Dan was recently chosen as one of twenty top-flight close-up magicians to perform at the Presidential
pre-Inaugural dinner in Washington, DC. He has performed and lectured in over two dozen countries
on five continents. He is a Member of the Inner Magic Circle (MIMC) in London, active in the IBM (he
is currently Territorial Vice President for Georgia) and writes a column in M-U-M magazine entitled
"World Class Magic." The Society of Americans recently honored Dan by naming the new Assembly in Portugal, the Dan Garrett Assembly.

Word!

The words you select directly impact the magic effect you present. Nowhere is
this principle expressed better than in Kenton Knepper's "Wonder Words"
series of books and audio tapes. Check them out. Kenton reveals the true
power of words and their use to influence, misdirect, and even create their
own magic effects in the minds of your audience.
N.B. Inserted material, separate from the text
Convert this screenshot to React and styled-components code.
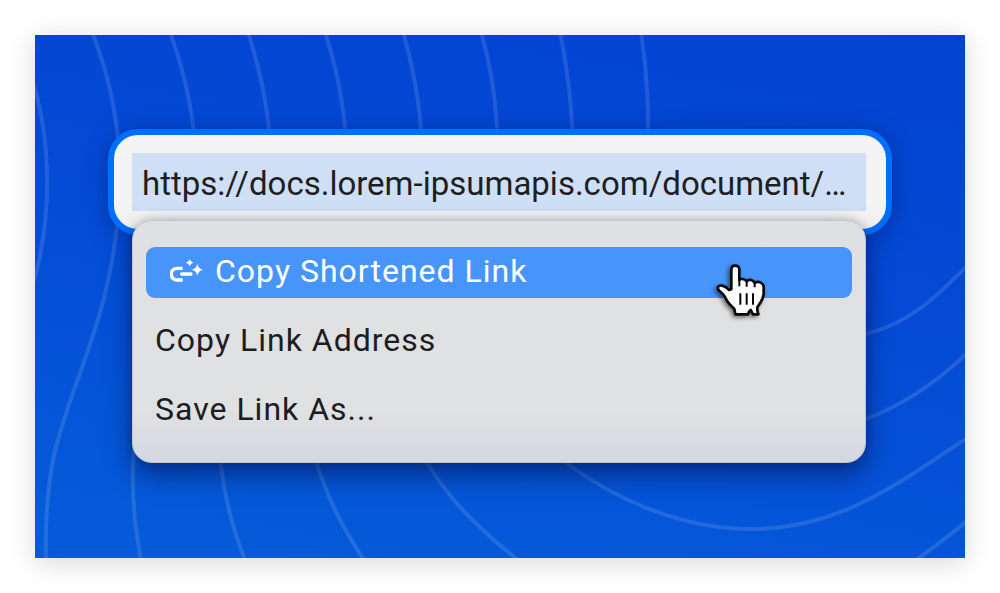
import React from "react";
import styled, { createGlobalStyle } from "styled-components";

const GlobalStyle = createGlobalStyle`
  *, *::before, *::after { box-sizing: border-box; }
  body {
    margin: 0;
    background: #ffffff;
    font-family: Roboto, "Liberation Sans", sans-serif;
  }
`;

const Page = styled.main`
  display: flex;
  min-height: 100vh;
  padding: 35px;
`;

const Stage = styled.section`
  position: relative;
  flex: 1;
  min-width: 0;
  padding: 94px 73px;
  background: linear-gradient(190deg, #0343d2 0%, #044bd5 45%, #055bd9 95%);
  box-shadow: 0 4px 26px rgba(0, 0, 0, 0.16);
`;

const Waves = styled.svg`
  position: absolute;
  inset: 0;
  width: 100%;
  height: 100%;
  fill: none;
  stroke: rgba(255, 255, 255, 0.12);
  stroke-width: 4px;
`;

const Demo = styled.div`
  position: relative;
`;

const AddressBar = styled.div`
  padding: 18px 20px 18px 18px;
  border: 6px solid #0070f8;
  border-radius: 30px;
  background: #f4f4f4;
  box-shadow: 0 4px 24px rgba(0, 20, 90, 0.4);
`;

const AddressInput = styled.input`
  display: block;
  width: 100%;
  height: 58px;
  padding: 2px 8px 0 10px;
  border: 0;
  outline: 0;
  border-radius: 0;
  background: #cfdff6;
  color: #1d1f22;
  font: 400 33px/40px Roboto, "Liberation Sans", sans-serif;
  text-overflow: ellipsis;
`;

const Menu = styled.div`
  position: relative;
  display: flex;
  flex-direction: column;
  gap: 18px;
  margin: -15px 26px 0 24px;
  padding: 26px 13px;
  border: 1px solid #c3c5c9;
  border-radius: 20px;
  background: linear-gradient(#dfe0e2 0%, #e0e1e2 78%, #d3d8e1 100%);
  box-shadow: 0 12px 26px rgba(0, 10, 60, 0.5), 0 0 8px rgba(0, 0, 0, 0.2);
`;

const MenuItem = styled.button`
  position: relative;
  display: flex;
  align-items: center;
  gap: 12px;
  height: 51px;
  padding: 0 ${(p) => (p.$active ? 24 : 9)}px 4px;
  border: 0;
  border-radius: 9px;
  background: ${(p) => (p.$active ? "#4795fa" : "transparent")};
  color: ${(p) => (p.$active ? "#ffffff" : "#1d1d1f")};
  font: 400 32px/40px Roboto, "Liberation Sans", sans-serif;
  letter-spacing: 1px;
  text-align: left;
  white-space: nowrap;
`;

const Pointer = styled.svg`
  position: absolute;
  top: 13px;
  right: 82px;
  width: 56px;
  height: 60px;
  z-index: 1;
  overflow: visible;
  filter: drop-shadow(-2px 2px 2px rgba(0, 0, 0, 0.5));
`;

function SparkLinkIcon() {
  return (
    <svg width="33" height="24" viewBox="63 55 99 72" fill="none" aria-hidden="true">
      <path d="M101 83H84a17 17 0 0 0 0 35H101" stroke="#fff" strokeWidth="10" />
      <path d="M98 100H126" stroke="#fff" strokeWidth="10" strokeLinecap="round" />
      <path d="M122 55Q124 64 133 66Q124 68 122 77Q120 68 111 66Q120 64 122 55Z" fill="#fff" />
      <path d="M145 70Q148 84 162 87Q148 90 145 105Q142 90 128 87Q142 84 145 70Z" fill="#fff" />
    </svg>
  );
}

function HandPointer() {
  return (
    <Pointer viewBox="45 30 168 180" aria-hidden="true">
      <path
        d="M97 118V59Q97 47 108 47Q121 47 121 59V91Q122 86 130 87Q138 87 143 94Q148 88 157 90Q163 92 167 99Q176 93 184 97Q194 102 194 111V132Q192 146 185 157L175 172V181L178 193H162L155 180L150 185L147 193H109L106 177Q95 167 85 154L77 139Q72 131 65 126Q54 118 57 111Q61 105 70 107Q82 110 90 120Z"
        fill="#fff"
        stroke="#080808"
        strokeWidth="8"
        strokeLinejoin="round"
      />
      <path d="M121 88V109M143 95V110M167 99V112M124 130V164M143 130V164M162 130V164" stroke="#080808" strokeWidth="6" />
    </Pointer>
  );
}

export default function App() {
  return (
    <>
      <GlobalStyle />
      <Page>
        <Stage>
          <Waves viewBox="35 35 930 523" preserveAspectRatio="xMidYMid slice" aria-hidden="true">
            <path d="M34 85C51 144 52 216 34 281" />
            <path d="M92 32C121 105 131 190 104 298C88 360 67 400 54 455C47 490 45 525 46 560" />
            <path d="M170 32C196 105 206 180 186 270C165 345 133 390 133 470C132 505 136 532 141 560" />
            <path d="M248 32C273 110 280 190 260 270C240 340 213 390 221 466C225 500 233 530 245 560" />
            <path d="M325 32C347 100 354 170 340 250C315 330 290 380 316 461C328 500 343 528 364 560" />
            <path d="M403 32C424 105 430 180 412 260C395 340 385 400 427 462C449 500 480 530 518 560" />
            <path d="M481 32C498 90 502 150 492 230C480 330 480 400 565 462C620 503 685 529 752 529C840 529 900 482 967 438" />
            <path d="M560 32C572 90 576 150 572 220C565 360 680 470 866 419C905 404 937 382 967 353" />
            <path d="M641 32C650 90 648 130 648 190C652 300 740 365 866 334C910 323 936 297 967 266" />
            <path d="M916 560Q942 542 967 521" />
          </Waves>
          <Demo>
            <AddressBar>
              <AddressInput
                type="text"
                readOnly
                aria-label="Link address"
                value="https://docs.lorem-ipsumapis.com/document/…"
              />
            </AddressBar>
            <Menu role="menu" aria-label="Link options">
              <MenuItem type="button" role="menuitem" $active>
                <SparkLinkIcon />
                Copy Shortened Link
                <HandPointer />
              </MenuItem>
              <MenuItem type="button" role="menuitem">Copy Link Address</MenuItem>
              <MenuItem type="button" role="menuitem">Save Link As...</MenuItem>
            </Menu>
          </Demo>
        </Stage>
      </Page>
    </>
  );
}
The latter is an application of "linguistic deception." Carefully chosen
words can make an audience believe something has occurred which didn't happen
in reality. Or they can cause witnesses to your magic recall events after the
fact that never actually took place. It's a powerful tool for magicians, and
deserves serious study.

Patter or Script

"Patter" is the word that magicians use (and most laymen also) to describe
the words used during performance of magic. Many, like myself, prefer to use
the term "script" rather than "patter" to give the term a more theatrical
aire. But patter has such a wide usage, that I find it easy to go ahead and
use that term from time to time. So expect it to be seen here.
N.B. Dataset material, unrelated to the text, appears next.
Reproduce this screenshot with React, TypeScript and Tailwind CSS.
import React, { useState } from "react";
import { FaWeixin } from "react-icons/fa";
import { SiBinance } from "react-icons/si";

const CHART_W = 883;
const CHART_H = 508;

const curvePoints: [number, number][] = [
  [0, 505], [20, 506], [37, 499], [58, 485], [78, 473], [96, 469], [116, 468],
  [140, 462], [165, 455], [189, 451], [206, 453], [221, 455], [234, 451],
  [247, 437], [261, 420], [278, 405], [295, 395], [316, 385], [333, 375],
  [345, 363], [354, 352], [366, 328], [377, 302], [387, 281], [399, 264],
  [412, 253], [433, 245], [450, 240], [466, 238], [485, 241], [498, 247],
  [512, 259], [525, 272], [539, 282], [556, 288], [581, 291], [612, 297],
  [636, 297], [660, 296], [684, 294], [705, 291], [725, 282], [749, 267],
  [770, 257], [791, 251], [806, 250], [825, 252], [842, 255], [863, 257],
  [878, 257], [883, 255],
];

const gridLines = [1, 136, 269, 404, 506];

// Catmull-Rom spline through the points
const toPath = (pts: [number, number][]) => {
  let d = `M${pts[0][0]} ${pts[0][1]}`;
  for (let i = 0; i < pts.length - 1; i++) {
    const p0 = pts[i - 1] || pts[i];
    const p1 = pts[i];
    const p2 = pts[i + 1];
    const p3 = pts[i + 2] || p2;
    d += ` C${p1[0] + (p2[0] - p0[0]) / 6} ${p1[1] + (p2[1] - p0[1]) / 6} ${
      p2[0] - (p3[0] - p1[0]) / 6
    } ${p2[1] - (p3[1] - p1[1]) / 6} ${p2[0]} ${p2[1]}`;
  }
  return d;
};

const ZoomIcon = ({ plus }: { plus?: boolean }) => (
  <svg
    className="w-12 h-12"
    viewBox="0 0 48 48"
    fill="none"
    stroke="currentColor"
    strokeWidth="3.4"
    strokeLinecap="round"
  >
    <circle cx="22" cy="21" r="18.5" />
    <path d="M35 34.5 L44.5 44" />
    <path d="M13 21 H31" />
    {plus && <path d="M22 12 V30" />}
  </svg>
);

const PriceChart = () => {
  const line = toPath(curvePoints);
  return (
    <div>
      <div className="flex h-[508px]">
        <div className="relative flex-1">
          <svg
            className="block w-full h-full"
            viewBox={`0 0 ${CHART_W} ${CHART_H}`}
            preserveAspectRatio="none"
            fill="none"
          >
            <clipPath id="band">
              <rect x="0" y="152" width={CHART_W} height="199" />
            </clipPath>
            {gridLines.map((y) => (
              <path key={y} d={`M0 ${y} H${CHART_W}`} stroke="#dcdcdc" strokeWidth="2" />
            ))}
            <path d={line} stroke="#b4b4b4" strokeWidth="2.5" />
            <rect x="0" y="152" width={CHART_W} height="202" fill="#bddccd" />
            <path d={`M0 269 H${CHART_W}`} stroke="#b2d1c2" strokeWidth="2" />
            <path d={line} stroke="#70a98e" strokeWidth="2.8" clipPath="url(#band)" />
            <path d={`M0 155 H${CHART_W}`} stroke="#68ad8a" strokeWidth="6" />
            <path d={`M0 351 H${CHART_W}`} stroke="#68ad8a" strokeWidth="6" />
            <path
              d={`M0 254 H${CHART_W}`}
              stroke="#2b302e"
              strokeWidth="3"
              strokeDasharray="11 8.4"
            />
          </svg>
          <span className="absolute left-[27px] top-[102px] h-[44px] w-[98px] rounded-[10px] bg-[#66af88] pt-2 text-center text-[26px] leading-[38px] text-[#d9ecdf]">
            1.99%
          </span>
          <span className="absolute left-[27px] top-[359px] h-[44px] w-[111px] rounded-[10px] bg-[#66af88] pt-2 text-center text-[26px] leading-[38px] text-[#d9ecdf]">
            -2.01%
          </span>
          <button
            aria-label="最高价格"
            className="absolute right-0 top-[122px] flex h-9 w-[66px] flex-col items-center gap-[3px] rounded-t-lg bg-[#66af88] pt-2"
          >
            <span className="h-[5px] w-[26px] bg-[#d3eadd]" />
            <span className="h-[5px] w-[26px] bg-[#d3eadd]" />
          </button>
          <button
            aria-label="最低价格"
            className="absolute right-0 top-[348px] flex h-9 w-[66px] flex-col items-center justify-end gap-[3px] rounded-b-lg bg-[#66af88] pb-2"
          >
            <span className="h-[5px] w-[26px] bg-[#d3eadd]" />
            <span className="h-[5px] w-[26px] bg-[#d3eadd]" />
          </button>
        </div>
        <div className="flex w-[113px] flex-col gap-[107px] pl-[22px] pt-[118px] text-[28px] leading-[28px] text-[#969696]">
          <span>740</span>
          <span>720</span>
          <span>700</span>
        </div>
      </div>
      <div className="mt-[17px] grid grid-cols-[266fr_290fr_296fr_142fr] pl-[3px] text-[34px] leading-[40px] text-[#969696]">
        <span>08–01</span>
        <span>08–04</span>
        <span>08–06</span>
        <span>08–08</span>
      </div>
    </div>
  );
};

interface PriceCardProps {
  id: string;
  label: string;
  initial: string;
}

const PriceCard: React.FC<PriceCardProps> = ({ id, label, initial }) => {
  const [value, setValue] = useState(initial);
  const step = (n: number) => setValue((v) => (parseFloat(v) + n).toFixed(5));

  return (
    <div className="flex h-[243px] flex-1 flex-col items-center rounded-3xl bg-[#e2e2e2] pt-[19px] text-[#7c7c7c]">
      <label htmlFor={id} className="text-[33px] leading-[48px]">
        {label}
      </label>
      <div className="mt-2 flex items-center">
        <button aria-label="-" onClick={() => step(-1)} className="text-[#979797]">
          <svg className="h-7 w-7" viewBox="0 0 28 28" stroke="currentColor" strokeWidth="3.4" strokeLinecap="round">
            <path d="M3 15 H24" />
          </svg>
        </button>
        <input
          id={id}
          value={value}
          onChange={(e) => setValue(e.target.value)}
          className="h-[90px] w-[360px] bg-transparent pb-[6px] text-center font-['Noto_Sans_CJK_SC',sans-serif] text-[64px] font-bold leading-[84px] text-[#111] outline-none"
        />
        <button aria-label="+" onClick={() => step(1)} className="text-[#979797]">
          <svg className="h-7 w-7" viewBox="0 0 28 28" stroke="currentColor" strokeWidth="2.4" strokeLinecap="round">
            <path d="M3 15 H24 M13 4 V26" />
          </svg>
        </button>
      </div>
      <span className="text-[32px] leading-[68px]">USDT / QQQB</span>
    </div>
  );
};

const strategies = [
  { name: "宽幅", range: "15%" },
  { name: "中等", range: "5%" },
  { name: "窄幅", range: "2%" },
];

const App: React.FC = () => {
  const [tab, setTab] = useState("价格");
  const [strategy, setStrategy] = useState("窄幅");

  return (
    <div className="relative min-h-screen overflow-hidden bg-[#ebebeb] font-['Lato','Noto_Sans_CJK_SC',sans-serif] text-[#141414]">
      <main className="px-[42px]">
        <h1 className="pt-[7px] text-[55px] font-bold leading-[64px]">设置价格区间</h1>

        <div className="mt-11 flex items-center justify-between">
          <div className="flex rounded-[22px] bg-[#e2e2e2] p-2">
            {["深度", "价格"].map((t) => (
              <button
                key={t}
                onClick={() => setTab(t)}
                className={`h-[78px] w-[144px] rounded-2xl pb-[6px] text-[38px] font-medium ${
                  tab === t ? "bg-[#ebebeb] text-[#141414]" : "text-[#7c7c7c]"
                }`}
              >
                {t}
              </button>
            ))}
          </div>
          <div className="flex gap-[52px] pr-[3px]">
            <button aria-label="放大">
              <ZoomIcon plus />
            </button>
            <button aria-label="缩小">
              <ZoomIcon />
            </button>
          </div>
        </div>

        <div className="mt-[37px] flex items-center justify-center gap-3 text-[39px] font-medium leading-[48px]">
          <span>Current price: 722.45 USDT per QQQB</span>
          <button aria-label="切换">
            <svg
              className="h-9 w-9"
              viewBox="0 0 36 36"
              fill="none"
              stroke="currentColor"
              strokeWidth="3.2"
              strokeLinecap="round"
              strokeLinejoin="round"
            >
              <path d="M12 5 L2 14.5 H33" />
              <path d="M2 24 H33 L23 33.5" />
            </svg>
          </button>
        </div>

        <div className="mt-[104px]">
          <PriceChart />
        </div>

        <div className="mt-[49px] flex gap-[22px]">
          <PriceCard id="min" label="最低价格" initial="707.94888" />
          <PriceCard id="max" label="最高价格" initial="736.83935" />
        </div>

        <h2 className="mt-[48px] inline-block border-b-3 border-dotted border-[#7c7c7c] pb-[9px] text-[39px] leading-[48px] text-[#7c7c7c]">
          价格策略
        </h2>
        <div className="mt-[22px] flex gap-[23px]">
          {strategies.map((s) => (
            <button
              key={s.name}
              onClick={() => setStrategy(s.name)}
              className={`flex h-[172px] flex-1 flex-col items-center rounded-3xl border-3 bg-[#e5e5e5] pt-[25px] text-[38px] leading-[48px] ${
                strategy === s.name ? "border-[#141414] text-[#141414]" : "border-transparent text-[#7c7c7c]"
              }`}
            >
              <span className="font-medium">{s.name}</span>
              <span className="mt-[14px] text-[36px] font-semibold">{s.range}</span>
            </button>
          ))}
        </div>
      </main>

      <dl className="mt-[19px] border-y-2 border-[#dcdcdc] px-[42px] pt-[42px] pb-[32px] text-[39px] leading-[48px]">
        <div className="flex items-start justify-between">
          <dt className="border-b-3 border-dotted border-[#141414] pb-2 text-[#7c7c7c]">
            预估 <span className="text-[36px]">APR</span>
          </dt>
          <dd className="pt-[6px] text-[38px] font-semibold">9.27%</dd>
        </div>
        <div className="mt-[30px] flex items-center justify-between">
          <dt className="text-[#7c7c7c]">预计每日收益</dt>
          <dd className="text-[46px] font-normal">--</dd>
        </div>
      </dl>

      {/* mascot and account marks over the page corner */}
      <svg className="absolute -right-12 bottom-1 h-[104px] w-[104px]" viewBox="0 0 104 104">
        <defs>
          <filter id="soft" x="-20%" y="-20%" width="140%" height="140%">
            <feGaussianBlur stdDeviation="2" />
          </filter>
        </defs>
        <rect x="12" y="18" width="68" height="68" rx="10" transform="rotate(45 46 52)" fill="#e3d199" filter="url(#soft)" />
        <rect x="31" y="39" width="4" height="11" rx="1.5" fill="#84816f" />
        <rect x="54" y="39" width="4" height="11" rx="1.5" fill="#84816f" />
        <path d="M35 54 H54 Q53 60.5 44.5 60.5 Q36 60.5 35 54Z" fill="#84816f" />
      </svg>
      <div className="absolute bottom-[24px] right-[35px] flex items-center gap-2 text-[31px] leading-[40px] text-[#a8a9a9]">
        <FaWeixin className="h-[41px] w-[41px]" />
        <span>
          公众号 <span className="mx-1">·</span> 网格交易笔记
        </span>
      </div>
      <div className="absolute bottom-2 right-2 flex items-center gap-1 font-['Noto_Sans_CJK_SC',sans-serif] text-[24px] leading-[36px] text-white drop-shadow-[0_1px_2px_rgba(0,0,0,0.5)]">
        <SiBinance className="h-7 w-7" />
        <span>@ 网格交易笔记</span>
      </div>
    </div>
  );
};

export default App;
Writing the script (or patter, if you must) for your effects and your show is
the first point of attack for an amateur magician who wishes to make his
magic "more original." It's tough to invent new tricks. So much has come
before, and many great magical thinkers have already been over so many p
ermutations and combinations of the basic magic "effects" and principles,
that it takes a lifetime of study, some serendipity and a little luck to come
up with something really new in magic. But the words we use... now THERE is a
frontier with boundless new material open to us.

Resources for Creative Magical Writing

One of my favorite resources for writing was advocated by the late great Sid
Lorraine of Toronto, Canada. On the surface, it seems too simplistic and
obvious. He used the DICTIONARY.

Well, of course, you might think. But Sid Lorraine had an original "a-ha!"
way of writing patter. He would find any extremely obscure definition and
give it out of context to describe any prop introduced which would never be
seen outside a magic show. For example: a phantom tube or a crystal silk
cylinder. Just to give you an example I have randomly opened my dictionary
and will write some patter for a ghost tube in Sid Lorraine style.

"This tube is an example of the rare ranunculus, which consists of chiefly
trivalent metallic elements whose oxides are the rare earths, usually
lanthanum, and sometimes yttrium and scandium." Delivered in a deadpan
fashion while showing the tube and its apparent "emptiness" is sure to get an
amused reaction from your audience. (See "Thinking About Patter - Write It
Yourself" which is an audiocassette set by Sid Lorraine.)

There are other examples where taking something slightly out of context can
create wonderfully humorous patter. Ricky Jay took a script word for word
right out of Erdnase's "Expert at the Card Table" and applied it to his own
card routine and capture a live national television audience back in the
'70's (on one of Doug Henning's early live TV specials). My friend and mentor
Charles Pecor confided in me that he had from time to time placed his
audience in hysterics by using the words straight out of the Tarbell Course
of Magic. Memorizing Tarbell's scripts and delivering them word for word
somehow created a wonderfully funny anacronistic effect. Much of Tarbell's pat
ter was very funny through deliberate construction, and much of it is funny
in places where it was not necessarily intended to be funny.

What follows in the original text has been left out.